Roark Pollock agreed that the world of the test equipment vendor has changed. Software is more important in a world where products iterate in weeks. We now deliver testing as a service, on demand.

Jan Guldentops said we try to automate just as with any industry but there’s always human error to contend with. So automation is needed for the stupid stuff.

Paul Davies said there’s an expectation that our services will be rock solid so there is a need for testing. We are a big consumer of Ixia products.

Pollock said apps should be tested as soon as possible and maintain visibility all the way into real world implementation as this helps improve the understanding of real world environments.

Guldentops said DevOps means that untested apps don’t make it – and the scale has changed so if things go wrong they go badly wrong. So you need a complete testing system. But the trouble is that few people actually know what they’re doing.
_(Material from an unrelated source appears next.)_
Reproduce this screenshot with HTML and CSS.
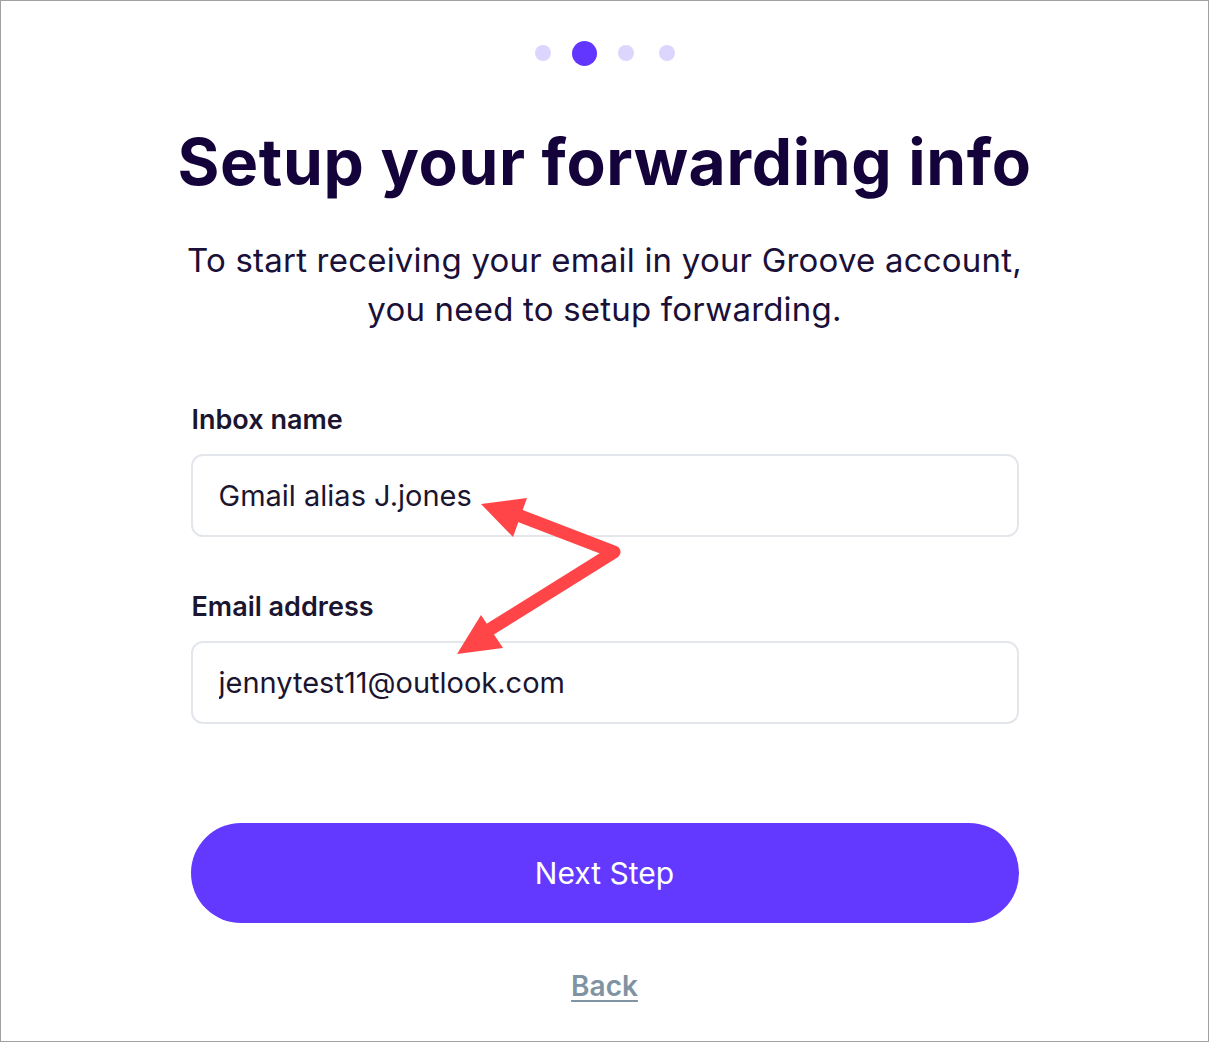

Like with Docker, people make it up as they go along.

Pollock said almost all our products now are available in software so they can be virtualised and run anywhere.

Davies said that because testing is software, from an enterprise perspective, the distributed network and infrastructure means there’s only so much they can test – they load-test in different geographies but they need the visibility to tune equipment.

Pollock said that customers now are part of the test process – they get beta products.

Guldentops said testing companies can be very small now – we have a great future!

Pollock said that there’s a lot to learn, a steep learning curve.